-------- LISTED ENTRIES --------
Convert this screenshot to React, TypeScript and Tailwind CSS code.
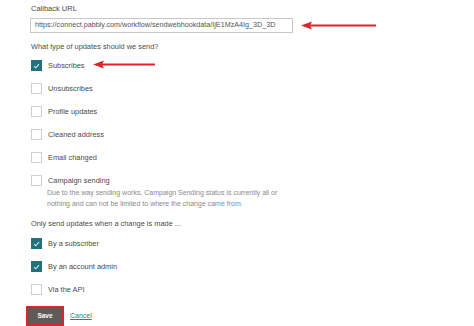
// =====================
// Mailchimp webhook settings form (screenshot recreation)

type Option = { label: string; checked: boolean; note?: string };

const updateTypes: Option[] = [
  { label: 'Subscribes', checked: true },
  { label: 'Unsubscribes', checked: false },
  { label: 'Profile updates', checked: false },
  { label: 'Cleaned address', checked: false },
  { label: 'Email changed', checked: false },
  {
    label: 'Campaign sending',
    checked: false,
    note: 'Due to the way sending works, Campaign Sending status is currently all or nothing and can not be limited to where the change came from.',
  },
];

const sources: Option[] = [
  { label: 'By a subscriber', checked: true },
  { label: 'By an account admin', checked: true },
  { label: 'Via the API', checked: false },
];

// =====================
// small pieces
function Box({ checked }: { checked: boolean }) {
  if (checked) {
    return (
      <span className="flex h-[11px] w-[11px] shrink-0 items-center justify-center bg-[#23717b]">
        <svg width="7" height="6" viewBox="0 0 7 6" fill="none">
          <path d="M1 3.2 L2.8 4.8 L6 1.2" stroke="#d8eef0" strokeWidth="1.1" />
        </svg>
      </span>
    );
  }
  return <span className="h-[11px] w-[11px] shrink-0 border border-[#cfcfcf] bg-white" />;
}

function CheckRow({ opt }: { opt: Option }) {
  return (
    <div className="flex flex-col">
      <div className="flex h-[11px] items-center gap-[6px]">
        <Box checked={opt.checked} />
        <span className="text-[7.4px] leading-[10px] text-[#4a4a4a]">{opt.label}</span>
      </div>
      {opt.note && (
        <p className="ml-[16px] mt-[1px] w-[250px] text-[7px] leading-[11px] text-[#8a8a8a]">{opt.note}</p>
      )}
    </div>
  );
}

function Arrow({ className, width }: { className: string; width: number }) {
  return (
    <svg className={className} width={width} height="9" viewBox={`0 0 ${width} 9`}>
      <path d={`M0 4.5 L11 0.5 L9 4.5 L11 8.5 Z`} fill="#d8262c" />
      <line x1="8" y1="4.5" x2={width} y2="4.5" stroke="#d8262c" strokeWidth="2.2" />
    </svg>
  );
}

// =====================
// App Root
export default function App() {
  return (
    <div
      className="relative h-[326px] w-[474px] overflow-hidden bg-white pl-[31px] pt-[4px]"
      style={{ fontFamily: '"Liberation Sans", Arial, sans-serif' }}
    >
      <label className="block text-[7.5px] leading-[10px] text-[#4a4a4a]">Callback URL</label>
      <div className="ml-[-1px] mt-[4px] flex h-[15px] w-[263px] items-center border border-[#c8c8c8] pl-[4px] text-[7.2px] text-[#555]">
        https://connect.pabbly.com/workflow/sendwebhookdata/IjE1MzA4Ig_3D_3D
      </div>

      <p className="mt-[9px] text-[7.4px] leading-[10px] text-[#4a4a4a]">What type of updates should we send?</p>
      <div className="mt-[8px] flex flex-col gap-[12px]">
        {updateTypes.map((o) => (
          <CheckRow key={o.label} opt={o} />
        ))}
      </div>

      <p className="mt-[10px] text-[7.4px] leading-[10px] text-[#4a4a4a]">Only send updates when a change is made ...</p>
      <div className="mt-[9px] flex flex-col gap-[12px]">
        {sources.map((o) => (
          <CheckRow key={o.label} opt={o} />
        ))}
      </div>

      <div className="ml-[-5px] mt-[11px] flex items-center gap-[6px]">
        <div className="border-2 border-[#d8262c]">
          <button className="flex h-[16px] w-[34px] items-center justify-center bg-[#5d5b57] text-[6.5px] font-bold text-white">
            Save
          </button>
        </div>
        <a className="text-[7px] text-[#2a7f8a] underline">Cancel</a>
      </div>

      {/* annotation arrows */}
      <Arrow className="absolute left-[301px] top-[21px]" width={75} />
      <Arrow className="absolute left-[93px] top-[60px]" width={62} />
    </div>
  );
}
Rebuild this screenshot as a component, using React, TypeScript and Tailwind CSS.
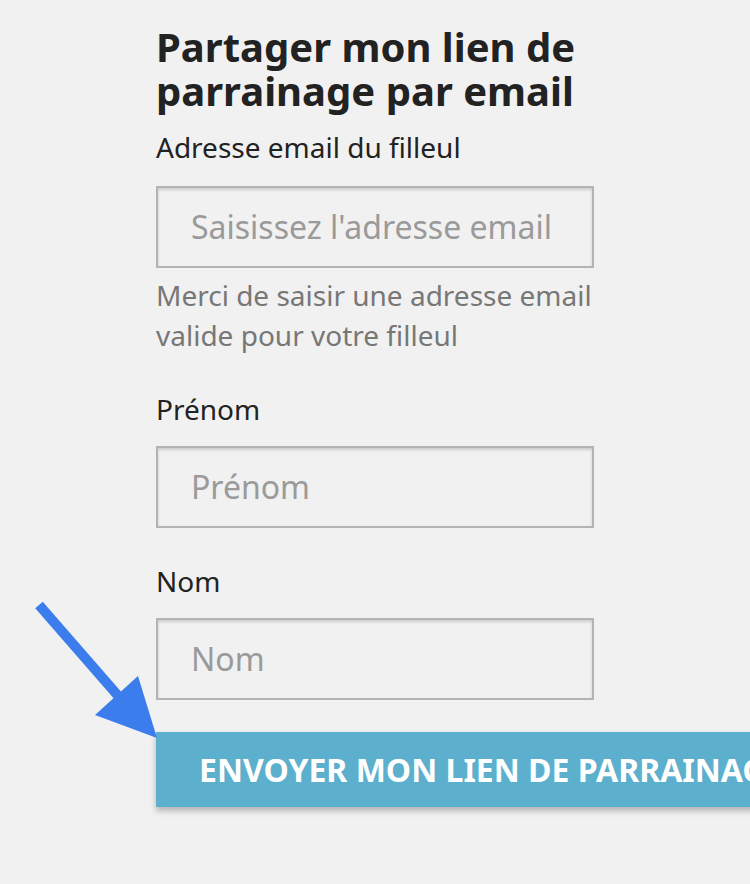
import React from "react";

function Field({ label, placeholder, labelMt, inputMt }: { label: string; placeholder: string; labelMt: string; inputMt: string }) {
  return (
    <>
      <div className={`${labelMt} text-[28px] leading-[32px] text-[#222]`}>{label}</div>
      <div
        className={`${inputMt} w-[438px] h-[82px] border-2 border-[#b3b3b3] shadow-[inset_0_2px_3px_rgba(0,0,0,0.15)] flex items-center pl-[33px] text-[32px] text-[#9a9a9a] whitespace-nowrap`}
      >
        {placeholder}
      </div>
    </>
  );
}

export default function App() {
  return (
    <div
      className="relative w-[750px] h-[884px] overflow-hidden bg-[#f1f1f1]"
      style={{ fontFamily: '"Noto Sans", "Open Sans", sans-serif' }}
    >
      <div className="pl-[156px] pt-[25px] flex flex-col">
        <h1 className="text-[40px] leading-[44px] font-bold text-[#222] whitespace-nowrap">
          Partager mon lien de
          <br />
          parrainage par email
        </h1>
        <Field label="Adresse email du filleul" placeholder="Saisissez l'adresse email" labelMt="mt-[18px]" inputMt="mt-[23px]" />
        <div className="mt-[7px] text-[28px] leading-[40px] text-[#777] whitespace-nowrap">
          Merci de saisir une adresse email
          <br />
          valide pour votre filleul
        </div>
        <Field label="Prénom" placeholder="Prénom" labelMt="mt-[38px]" inputMt="mt-[21px]" />
        <Field label="Nom" placeholder="Nom" labelMt="mt-[37px]" inputMt="mt-[21px]" />
        <div className="mt-[32px] w-[720px] h-[75px] bg-[#5cb0cd] shadow-[0_4px_6px_rgba(0,0,0,0.25)] flex items-center pl-[43px] text-white font-bold text-[32px] whitespace-nowrap">
          ENVOYER MON LIEN DE PARRAINAGE
        </div>
      </div>
      <svg className="absolute left-0 top-0" width="750" height="884" viewBox="0 0 750 884">
        <line x1="39" y1="605" x2="120" y2="698" stroke="#3b7ded" strokeWidth="10" />
        <polygon points="95,715 138,676 157,738" fill="#3b7ded" />
      </svg>
    </div>
  );
}
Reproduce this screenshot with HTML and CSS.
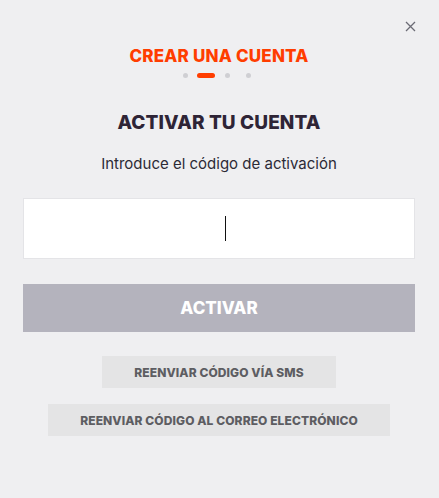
--------
● **YOUR OBJECTIVE**:
Pictures are to be left out; the records above must be repeated word for word.

● **ANSWER TO THIS EXERCISE**:
Convert this screenshot to React, TypeScript and Tailwind CSS code.
// =====================
// Mailchimp webhook settings form (screenshot recreation)

type Option = { label: string; checked: boolean; note?: string };

const updateTypes: Option[] = [
  { label: 'Subscribes', checked: true },
  { label: 'Unsubscribes', checked: false },
  { label: 'Profile updates', checked: false },
  { label: 'Cleaned address', checked: false },
  { label: 'Email changed', checked: false },
  {
    label: 'Campaign sending',
    checked: false,
    note: 'Due to the way sending works, Campaign Sending status is currently all or nothing and can not be limited to where the change came from.',
  },
];

const sources: Option[] = [
  { label: 'By a subscriber', checked: true },
  { label: 'By an account admin', checked: true },
  { label: 'Via the API', checked: false },
];

// =====================
// small pieces
function Box({ checked }: { checked: boolean }) {
  if (checked) {
    return (
      <span className="flex h-[11px] w-[11px] shrink-0 items-center justify-center bg-[#23717b]">
        <svg width="7" height="6" viewBox="0 0 7 6" fill="none">
          <path d="M1 3.2 L2.8 4.8 L6 1.2" stroke="#d8eef0" strokeWidth="1.1" />
        </svg>
      </span>
    );
  }
  return <span className="h-[11px] w-[11px] shrink-0 border border-[#cfcfcf] bg-white" />;
}

function CheckRow({ opt }: { opt: Option }) {
  return (
    <div className="flex flex-col">
      <div className="flex h-[11px] items-center gap-[6px]">
        <Box checked={opt.checked} />
        <span className="text-[7.4px] leading-[10px] text-[#4a4a4a]">{opt.label}</span>
      </div>
      {opt.note && (
        <p className="ml-[16px] mt-[1px] w-[250px] text-[7px] leading-[11px] text-[#8a8a8a]">{opt.note}</p>
      )}
    </div>
  );
}

function Arrow({ className, width }: { className: string; width: number }) {
  return (
    <svg className={className} width={width} height="9" viewBox={`0 0 ${width} 9`}>
      <path d={`M0 4.5 L11 0.5 L9 4.5 L11 8.5 Z`} fill="#d8262c" />
      <line x1="8" y1="4.5" x2={width} y2="4.5" stroke="#d8262c" strokeWidth="2.2" />
    </svg>
  );
}

// =====================
// App Root
export default function App() {
  return (
    <div
      className="relative h-[326px] w-[474px] overflow-hidden bg-white pl-[31px] pt-[4px]"
      style={{ fontFamily: '"Liberation Sans", Arial, sans-serif' }}
    >
      <label className="block text-[7.5px] leading-[10px] text-[#4a4a4a]">Callback URL</label>
      <div className="ml-[-1px] mt-[4px] flex h-[15px] w-[263px] items-center border border-[#c8c8c8] pl-[4px] text-[7.2px] text-[#555]">
        https://connect.pabbly.com/workflow/sendwebhookdata/IjE1MzA4Ig_3D_3D
      </div>

      <p className="mt-[9px] text-[7.4px] leading-[10px] text-[#4a4a4a]">What type of updates should we send?</p>
      <div className="mt-[8px] flex flex-col gap-[12px]">
        {updateTypes.map((o) => (
          <CheckRow key={o.label} opt={o} />
        ))}
      </div>

      <p className="mt-[10px] text-[7.4px] leading-[10px] text-[#4a4a4a]">Only send updates when a change is made ...</p>
      <div className="mt-[9px] flex flex-col gap-[12px]">
        {sources.map((o) => (
          <CheckRow key={o.label} opt={o} />
        ))}
      </div>

      <div className="ml-[-5px] mt-[11px] flex items-center gap-[6px]">
        <div className="border-2 border-[#d8262c]">
          <button className="flex h-[16px] w-[34px] items-center justify-center bg-[#5d5b57] text-[6.5px] font-bold text-white">
            Save
          </button>
        </div>
        <a className="text-[7px] text-[#2a7f8a] underline">Cancel</a>
      </div>

      {/* annotation arrows */}
      <Arrow className="absolute left-[301px] top-[21px]" width={75} />
      <Arrow className="absolute left-[93px] top-[60px]" width={62} />
    </div>
  );
}
Rebuild this screenshot as a component, using React, TypeScript and Tailwind CSS.
import React from "react";

function Field({ label, placeholder, labelMt, inputMt }: { label: string; placeholder: string; labelMt: string; inputMt: string }) {
  return (
    <>
      <div className={`${labelMt} text-[28px] leading-[32px] text-[#222]`}>{label}</div>
      <div
        className={`${inputMt} w-[438px] h-[82px] border-2 border-[#b3b3b3] shadow-[inset_0_2px_3px_rgba(0,0,0,0.15)] flex items-center pl-[33px] text-[32px] text-[#9a9a9a] whitespace-nowrap`}
      >
        {placeholder}
      </div>
    </>
  );
}

export default function App() {
  return (
    <div
      className="relative w-[750px] h-[884px] overflow-hidden bg-[#f1f1f1]"
      style={{ fontFamily: '"Noto Sans", "Open Sans", sans-serif' }}
    >
      <div className="pl-[156px] pt-[25px] flex flex-col">
        <h1 className="text-[40px] leading-[44px] font-bold text-[#222] whitespace-nowrap">
          Partager mon lien de
          <br />
          parrainage par email
        </h1>
        <Field label="Adresse email du filleul" placeholder="Saisissez l'adresse email" labelMt="mt-[18px]" inputMt="mt-[23px]" />
        <div className="mt-[7px] text-[28px] leading-[40px] text-[#777] whitespace-nowrap">
          Merci de saisir une adresse email
          <br />
          valide pour votre filleul
        </div>
        <Field label="Prénom" placeholder="Prénom" labelMt="mt-[38px]" inputMt="mt-[21px]" />
        <Field label="Nom" placeholder="Nom" labelMt="mt-[37px]" inputMt="mt-[21px]" />
        <div className="mt-[32px] w-[720px] h-[75px] bg-[#5cb0cd] shadow-[0_4px_6px_rgba(0,0,0,0.25)] flex items-center pl-[43px] text-white font-bold text-[32px] whitespace-nowrap">
          ENVOYER MON LIEN DE PARRAINAGE
        </div>
      </div>
      <svg className="absolute left-0 top-0" width="750" height="884" viewBox="0 0 750 884">
        <line x1="39" y1="605" x2="120" y2="698" stroke="#3b7ded" strokeWidth="10" />
        <polygon points="95,715 138,676 157,738" fill="#3b7ded" />
      </svg>
    </div>
  );
}
Reproduce this screenshot with HTML and CSS.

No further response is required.